Por *Jorge Américo e **Douglas Belchior
No Brasil todo mundo já namorou uma negra. Chamou um negro de genro.
Adora ouvir as histórias do porteiro (que é negro). Considera a diarista
(também negra) uma pessoa da família. Se emociona quando vê aquele gari
(negro) que gosta de sambar, ser aplaudido pelos gringos. Tamanha
harmonia é a consumação plena da principal regra da nossa democracia
racial. Ou seja, a população negra sempre será tratada bem, desde que
saiba qual é o seu lugar e dele não queira sair. Curioso como o gari
continua sendo gari mesmo depois de tantos anos aparecendo na televisão.
Se não falha a memória, o ex-jogador de futebol Pelé foi o primeiro
ministro de Estado negro do período chamado de redemocratização do
Brasil. Sua nomeação para a pasta de Esportes se deu no ano de 1993, no
governo FHC. Caso a preguiça desse uma trégua, seria muito proveitoso
investigar se ele não terá sido o primeiro da história republicana. Dez
anos mais adiante outro negro de renomada trajetória, Gilberto Gil,
assumiria o ministério da Cultura, no primeiro mandato de Lula.
Pelé e Gil são dois ícones da cultura nacional. Chegaram ao topo dos
únicos lugares onde negras e negros podem chegar ao topo. Um fez
carreira no futebol, outro na música. Pela experiência e capacidade
intelectual, tinham credencial para serem ministros da Saúde e Educação,
respectivamente – podendo comandar dois dos orçamentos mais gordos da
União. Afinal, a prática esportiva (aliada a uma alimentação adequada) é
o que existe de mais avançado em saúde preventiva. E a capacidade
criativa e postura crítica diante dos dilemas da humanidade são o melhor
que um sistema educacional público e de qualidade poderia oferecer aos
nossos jovens.
Mesmo no período de maior expansão das políticas de ações
afirmativas, poucas alterações ocorreram nas estruturas de poder. Com
rara exceção, a Secretaria de Políticas de Promoção da Igualdade Racial
(Seppir) – criada por Lula e extinta por Michel Temer – se tornou o
ministério exclusivo das negras e negros, o único lugar onde puderam
exercer cargos de primeiro a décimo escalão. Era praticamente o
quartinho da empregada do Palácio do Planalto. Ao mesmo tempo, muita
gente incompetente (e pouco comprometida com os brasileiros que vivem
com as menores rendas) esteve à frente dos ministérios da Fazenda,
Planejamento e direção do Banco Central. Como diz a brilhante Rosane Borges,
“em um período de avanços sociais a população negra foi beneficiária,
mas nem sequer foi cogitada para ser gestora de políticas públicas”.

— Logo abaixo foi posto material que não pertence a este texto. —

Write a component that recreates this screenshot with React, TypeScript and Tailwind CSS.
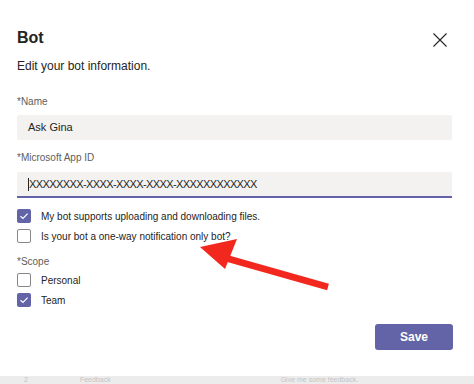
import React from 'react';

function Check({ checked, label }: { checked: boolean; label: string }) {
  return (
    <div className="flex items-center h-[20px]">
      {checked ? (
        <span className="w-[14px] h-[14px] rounded-[2px] bg-[#6264a7] flex items-center justify-center">
          <svg width="10" height="10" viewBox="0 0 10 10">
            <path d="M1.5 5.2 L4 7.5 L8.6 2.6" fill="none" stroke="#fff" strokeWidth="1.2" />
          </svg>
        </span>
      ) : (
        <span className="w-[14px] h-[14px] rounded-[2px] border border-[#8a8886] bg-white" />
      )}
      <span className="ml-[10px] text-[10px] text-[#252423]">{label}</span>
    </div>
  );
}

export default function App() {
  return (
    <div className="w-[474px] h-[384px] bg-white flex flex-col relative overflow-hidden font-['Liberation_Sans',Arial,sans-serif]">
      <div className="flex-1 pl-[17px] pr-[22px] pt-[28px]">
        {/* Header */}
        <div className="flex items-start justify-between">
          <h1 className="text-[16px] leading-[20px] font-bold text-[#252423]">Bot</h1>
          <button className="mt-[5px] mr-[5px] text-[#252423]">
            <svg width="14" height="14" viewBox="0 0 14 14">
              <path d="M0.5 0.5 L13.5 13.5 M13.5 0.5 L0.5 13.5" stroke="#252423" strokeWidth="1.1" />
            </svg>
          </button>
        </div>
        <p className="mt-[10px] text-[12px] leading-[16px] text-[#252423]">Edit your bot information.</p>

        <div className="mt-[22px] text-[10px] leading-[12px] text-[#605e5c]">*Name</div>
        <div className="mt-[7px] h-[25px] bg-[#f3f2f1] rounded-[2px] flex items-center pl-[11px] text-[11px] text-[#252423]">
          Ask Gina
        </div>

        <div className="mt-[12px] text-[10px] leading-[12px] text-[#605e5c]">*Microsoft App ID</div>
        <div className="mt-[8px] h-[26px] bg-[#f3f2f1] border-b-2 border-[#6264a7] rounded-t-[2px] flex items-center pl-[11px] text-[11px] tracking-[-0.6px] text-[#252423]">
          <span className="w-px h-[13px] bg-[#252423]" />
          XXXXXXXX-XXXX-XXXX-XXXX-XXXXXXXXXXXX
        </div>

        <div className="mt-[8px]">
          <Check checked label="My bot supports uploading and downloading files." />
          <Check checked={false} label="Is your bot a one-way notification only bot?" />
        </div>

        <div className="mt-[10px] text-[10px] leading-[12px] text-[#605e5c]">*Scope</div>
        <div className="mt-[2px]">
          <Check checked={false} label="Personal" />
          <Check checked label="Team" />
        </div>

        <div className="flex justify-end mt-[14px]">
          <button className="w-[78px] h-[26px] rounded-[3px] bg-[#6264a7] text-white text-[12px] font-bold mr-[-1px]">
            Save
          </button>
        </div>
      </div>

      {/* page behind the dialog */}
      <div className="h-[8px] bg-[#ececec] flex items-center text-[7px] leading-[8px] text-[#c4c4c4] overflow-hidden">
        <span className="ml-[24px]">2</span>
        <span className="ml-[52px]">Feedback</span>
        <span className="ml-[170px]">Give me some feedback.</span>
      </div>

      {/* red annotation arrow */}
      <svg className="absolute left-0 top-0 pointer-events-none" width="474" height="384">
        <line x1="222" y1="257" x2="328" y2="287" stroke="#f2281f" strokeWidth="6.5" />
        <polygon points="200,247 237,239 225,269" fill="#f2281f" />
      </svg>
    </div>
  );
}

Vez ou outra algum dirigente de alta patente se colocou a favor da
reserva de vagas para negros nas universidades e concursos públicos, mas
ninguém praticou a pedagogia do bom exemplo. Nem as sucessivas chefias
da Presidência da República nem dos governos estaduais e municipais se
preocuparam em ter sua cota ministerial ou de secretariado formada por
negras e negros. A universidade e as mobilizações populares produziram
mão-de-obra negra qualificadíssima no último período. Isso significa que
o corpo técnico e político das instituições públicas só não abrigaram
negras e negros por opção de quem estava na Direção.
Esse esvaziamento e falta de diversidade étnico-racial também é comum
nos cargos eletivos, responsabilidade do povo brasileiro em geral, este
sob radical influência do meio ambiente racista a que somos expostos
desde que nascemos. Existem perguntas que não são feitas por questão de
decoro, mas que estão colocadas e devem ser enfrentadas com sinceridade.
Principalmente num momento – eleitoral – como este, em que tanta gente
coloca seus dons, talentos e boas intenções a serviço da população.
Afinal, quem aceita ser representado por uma negra ou um negro na
prefeitura ou na câmara municipal? Quem é capaz de reconhecer que não é
racista na vida cotidiana, mas o é na hora de votar? As urnas revelarão
este segredo que cada um esconde no coração.